▶ **Source data**:
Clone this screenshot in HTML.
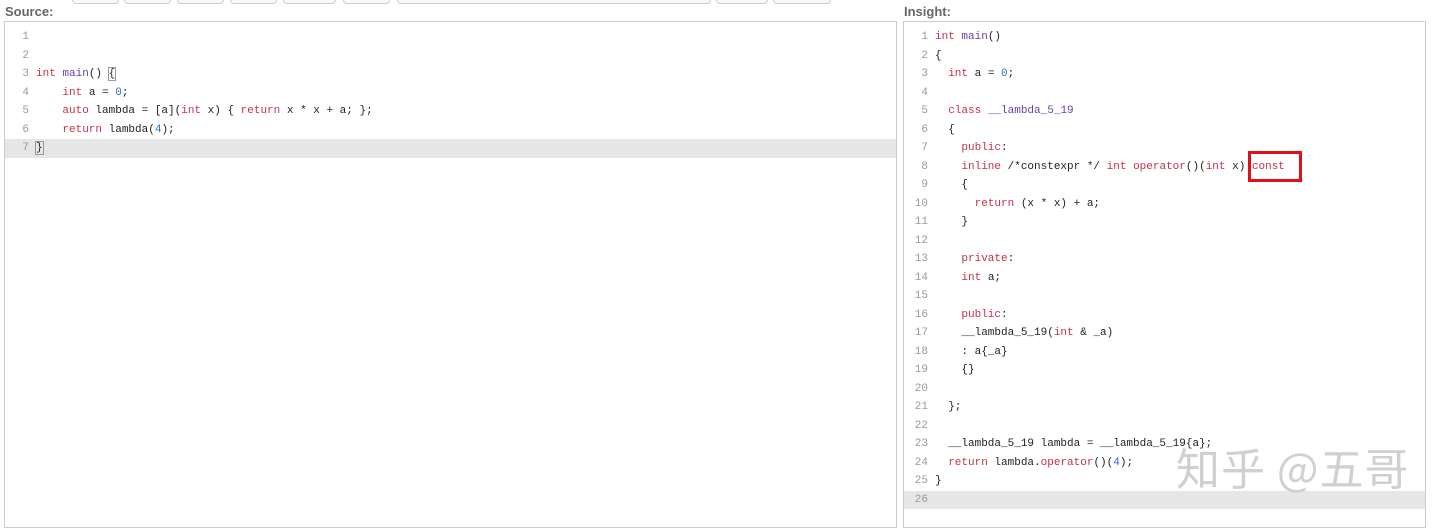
<!DOCTYPE html>
<html><head><meta charset="utf-8"><style>
body{margin:0;width:1440px;height:522px;background:#fff;position:relative;overflow:hidden;font-family:"Liberation Sans",sans-serif}
.lbl{position:absolute;top:4px;font-weight:bold;font-size:13px;color:#666}
.btn{position:absolute;top:-8px;height:10px;border:1px solid #ccc;border-radius:4px;background:#fafafa}
.panel{position:absolute;top:21px;border:1px solid #ccc;bottom:-6px}
.code{position:absolute;left:0;right:0;top:6px;font-family:"Liberation Mono",monospace;font-size:11px;color:#222}
.ln{height:18.5px;line-height:18.5px;white-space:pre;position:relative}
.n{display:inline-block;width:24px;text-align:right;color:#999;margin-right:7px}
.hl{background:#e6e6e6}
.k{color:#c8304a}.f{color:#6a3ea8}.d{color:#2f6fc0}
.wm{position:absolute;left:1176px;top:434px;font-family:"Noto Sans CJK SC",sans-serif;font-size:44px;color:#d0d0d0;letter-spacing:1px}
</style></head><body>
<div class="btn" style="left:72px;width:45px"></div>
<div class="btn" style="left:124px;width:45px"></div>
<div class="btn" style="left:177px;width:45px"></div>
<div class="btn" style="left:230px;width:45px"></div>
<div class="btn" style="left:283px;width:51px"></div>
<div class="btn" style="left:343px;width:45px"></div>
<div class="btn" style="left:397px;width:312px"></div>
<div class="btn" style="left:716px;width:50px"></div>
<div class="btn" style="left:773px;width:56px"></div>
<div class="lbl" style="left:5px">Source:</div>
<div class="lbl" style="left:904px">Insight:</div>
<div class="panel" style="left:4px;width:891px">
<div class="code">
<div class="ln"><span class="n">1</span></div>
<div class="ln"><span class="n">2</span></div>
<div class="ln"><span class="n">3</span><span class="k">int</span> <span class="f">main</span>() <span style="outline:1px solid #999">{</span></div>
<div class="ln"><span class="n">4</span>    <span class="k">int</span> a = <span class="d">0</span>;</div>
<div class="ln"><span class="n">5</span>    <span class="k">auto</span> lambda = [a](<span class="k">int</span> x) { <span class="k">return</span> x * x + a; };</div>
<div class="ln"><span class="n">6</span>    <span class="k">return</span> lambda(<span class="d">4</span>);</div>
<div class="ln hl"><span class="n">7</span><span style="outline:1px solid #999">}</span></div>
</div></div>
<div class="panel" style="left:903px;width:521px">
<div class="code">
<div class="ln"><span class="n">1</span><span class="k">int</span> <span class="f">main</span>()</div>
<div class="ln"><span class="n">2</span>{</div>
<div class="ln"><span class="n">3</span>  <span class="k">int</span> a = <span class="d">0</span>;</div>
<div class="ln"><span class="n">4</span></div>
<div class="ln"><span class="n">5</span>  <span class="k">class</span> <span class="f">__lambda_5_19</span></div>
<div class="ln"><span class="n">6</span>  {</div>
<div class="ln"><span class="n">7</span>    <span class="k">public</span>:</div>
<div class="ln"><span class="n">8</span>    <span class="k">inline</span> /*constexpr */ <span class="k">int</span> <span class="k">operator</span>()(<span class="k">int</span> x) <span class="k">const</span></div>
<div class="ln"><span class="n">9</span>    {</div>
<div class="ln"><span class="n">10</span>      <span class="k">return</span> (x * x) + a;</div>
<div class="ln"><span class="n">11</span>    }</div>
<div class="ln"><span class="n">12</span></div>
<div class="ln"><span class="n">13</span>    <span class="k">private</span>:</div>
<div class="ln"><span class="n">14</span>    <span class="k">int</span> a;</div>
<div class="ln"><span class="n">15</span></div>
<div class="ln"><span class="n">16</span>    <span class="k">public</span>:</div>
<div class="ln"><span class="n">17</span>    __lambda_5_19(<span class="k">int</span> &amp; _a)</div>
<div class="ln"><span class="n">18</span>    : a{_a}</div>
<div class="ln"><span class="n">19</span>    {}</div>
<div class="ln"><span class="n">20</span></div>
<div class="ln"><span class="n">21</span>  };</div>
<div class="ln"><span class="n">22</span></div>
<div class="ln"><span class="n">23</span>  __lambda_5_19 lambda = __lambda_5_19{a};</div>
<div class="ln"><span class="n">24</span>  <span class="k">return</span> lambda.<span class="k">operator</span>()(<span class="d">4</span>);</div>
<div class="ln"><span class="n">25</span>}</div>
<div class="ln hl"><span class="n">26</span></div>
</div></div>
<div style="position:absolute;left:1248px;top:151px;width:48px;height:25px;border:3px solid #e0101a"></div>
<div class="wm">知乎 @五哥</div>
</body></html>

▶ **Short problem**:
Quote the data above in full, leaving out the pictures it holds.

▶ **Answer for this exercise**:
Clone this screenshot in HTML.
<!DOCTYPE html>
<html><head><meta charset="utf-8"><style>
body{margin:0;width:1440px;height:522px;background:#fff;position:relative;overflow:hidden;font-family:"Liberation Sans",sans-serif}
.lbl{position:absolute;top:4px;font-weight:bold;font-size:13px;color:#666}
.btn{position:absolute;top:-8px;height:10px;border:1px solid #ccc;border-radius:4px;background:#fafafa}
.panel{position:absolute;top:21px;border:1px solid #ccc;bottom:-6px}
.code{position:absolute;left:0;right:0;top:6px;font-family:"Liberation Mono",monospace;font-size:11px;color:#222}
.ln{height:18.5px;line-height:18.5px;white-space:pre;position:relative}
.n{display:inline-block;width:24px;text-align:right;color:#999;margin-right:7px}
.hl{background:#e6e6e6}
.k{color:#c8304a}.f{color:#6a3ea8}.d{color:#2f6fc0}
.wm{position:absolute;left:1176px;top:434px;font-family:"Noto Sans CJK SC",sans-serif;font-size:44px;color:#d0d0d0;letter-spacing:1px}
</style></head><body>
<div class="btn" style="left:72px;width:45px"></div>
<div class="btn" style="left:124px;width:45px"></div>
<div class="btn" style="left:177px;width:45px"></div>
<div class="btn" style="left:230px;width:45px"></div>
<div class="btn" style="left:283px;width:51px"></div>
<div class="btn" style="left:343px;width:45px"></div>
<div class="btn" style="left:397px;width:312px"></div>
<div class="btn" style="left:716px;width:50px"></div>
<div class="btn" style="left:773px;width:56px"></div>
<div class="lbl" style="left:5px">Source:</div>
<div class="lbl" style="left:904px">Insight:</div>
<div class="panel" style="left:4px;width:891px">
<div class="code">
<div class="ln"><span class="n">1</span></div>
<div class="ln"><span class="n">2</span></div>
<div class="ln"><span class="n">3</span><span class="k">int</span> <span class="f">main</span>() <span style="outline:1px solid #999">{</span></div>
<div class="ln"><span class="n">4</span>    <span class="k">int</span> a = <span class="d">0</span>;</div>
<div class="ln"><span class="n">5</span>    <span class="k">auto</span> lambda = [a](<span class="k">int</span> x) { <span class="k">return</span> x * x + a; };</div>
<div class="ln"><span class="n">6</span>    <span class="k">return</span> lambda(<span class="d">4</span>);</div>
<div class="ln hl"><span class="n">7</span><span style="outline:1px solid #999">}</span></div>
</div></div>
<div class="panel" style="left:903px;width:521px">
<div class="code">
<div class="ln"><span class="n">1</span><span class="k">int</span> <span class="f">main</span>()</div>
<div class="ln"><span class="n">2</span>{</div>
<div class="ln"><span class="n">3</span>  <span class="k">int</span> a = <span class="d">0</span>;</div>
<div class="ln"><span class="n">4</span></div>
<div class="ln"><span class="n">5</span>  <span class="k">class</span> <span class="f">__lambda_5_19</span></div>
<div class="ln"><span class="n">6</span>  {</div>
<div class="ln"><span class="n">7</span>    <span class="k">public</span>:</div>
<div class="ln"><span class="n">8</span>    <span class="k">inline</span> /*constexpr */ <span class="k">int</span> <span class="k">operator</span>()(<span class="k">int</span> x) <span class="k">const</span></div>
<div class="ln"><span class="n">9</span>    {</div>
<div class="ln"><span class="n">10</span>      <span class="k">return</span> (x * x) + a;</div>
<div class="ln"><span class="n">11</span>    }</div>
<div class="ln"><span class="n">12</span></div>
<div class="ln"><span class="n">13</span>    <span class="k">private</span>:</div>
<div class="ln"><span class="n">14</span>    <span class="k">int</span> a;</div>
<div class="ln"><span class="n">15</span></div>
<div class="ln"><span class="n">16</span>    <span class="k">public</span>:</div>
<div class="ln"><span class="n">17</span>    __lambda_5_19(<span class="k">int</span> &amp; _a)</div>
<div class="ln"><span class="n">18</span>    : a{_a}</div>
<div class="ln"><span class="n">19</span>    {}</div>
<div class="ln"><span class="n">20</span></div>
<div class="ln"><span class="n">21</span>  };</div>
<div class="ln"><span class="n">22</span></div>
<div class="ln"><span class="n">23</span>  __lambda_5_19 lambda = __lambda_5_19{a};</div>
<div class="ln"><span class="n">24</span>  <span class="k">return</span> lambda.<span class="k">operator</span>()(<span class="d">4</span>);</div>
<div class="ln"><span class="n">25</span>}</div>
<div class="ln hl"><span class="n">26</span></div>
</div></div>
<div style="position:absolute;left:1248px;top:151px;width:48px;height:25px;border:3px solid #e0101a"></div>
<div class="wm">知乎 @五哥</div>
</body></html>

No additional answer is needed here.